The Israeli Foreign Minister, Mr Shimon Peres, left a meeting with President Bush in Washington yesterday trying to sound upbeat about the desperate state of the Middle East peace process, Peter Hirschberg reports.
His Nobel Peace Prize counterpart, the Palestinian Authority President, sounded gloomier during a visit to South Africa. Mr Yasser Arafat demanded international protection for his people from Israeli aggression.
Mr Peres said he was leaving "with a sense that we can move ahead in the direction of peace to achieve a complete peace", a day after Israeli forces again invaded Palestinian-controlled territory in the Gaza Strip. "And while the situation right now is demanding, it is not the end of this process, it is just the beginning of it. We need not lose hope." Mr Peres also sounded encouraged by what he had heard from Mr Bush: "We see eye to eye on how to handle the peace process." There seemed to be growing tension, however, between the dovish Mr Peres, who intimated in a speech on Wednesday that Mr Arafat was not responsible for the violence, and the hawkish Prime Minister, Mr Ariel Sharon.
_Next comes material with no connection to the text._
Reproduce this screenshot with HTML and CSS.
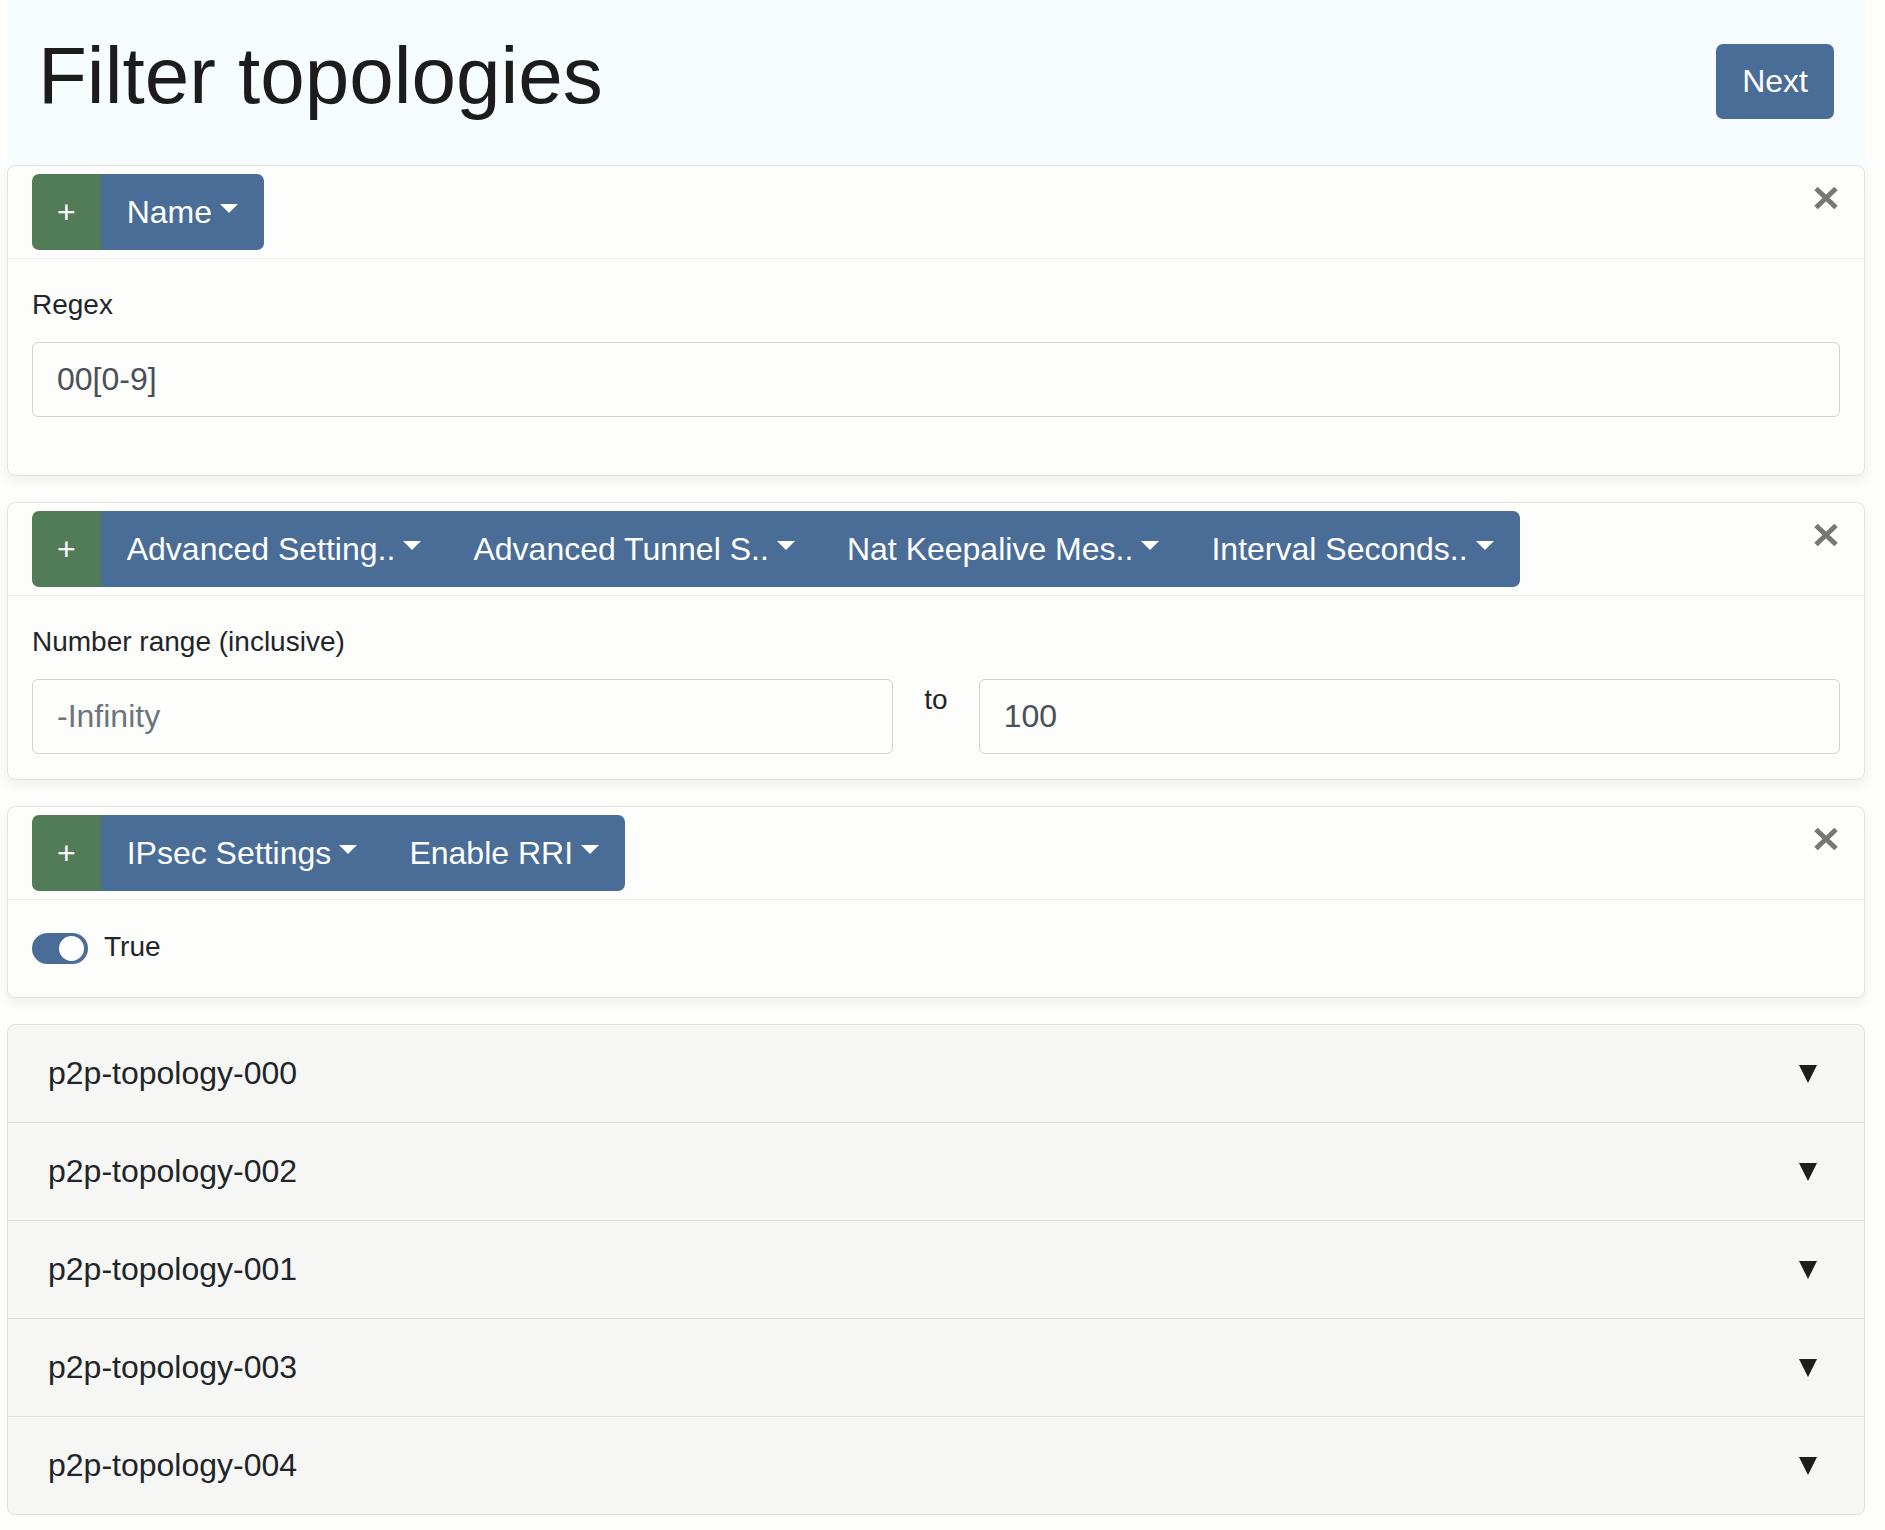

But Mr Peres released a statement yesterday saying Mr Arafat had to take responsibility for ending the violence.
While the new administration has invited both Mr Sharon and Mr Peres to the White House, it has so far shunned Mr Arafat, a scenario criticised yesterday by Mr Faisal Husseini, of the Palestinian Authority.
Mr Arafat, meanwhile, told a meeting in Pretoria of the NonAligned Movement's committee on Palestine that his people needed international protection, and the construction of Jewish settlements in the West Bank and Gaza Strip had to end.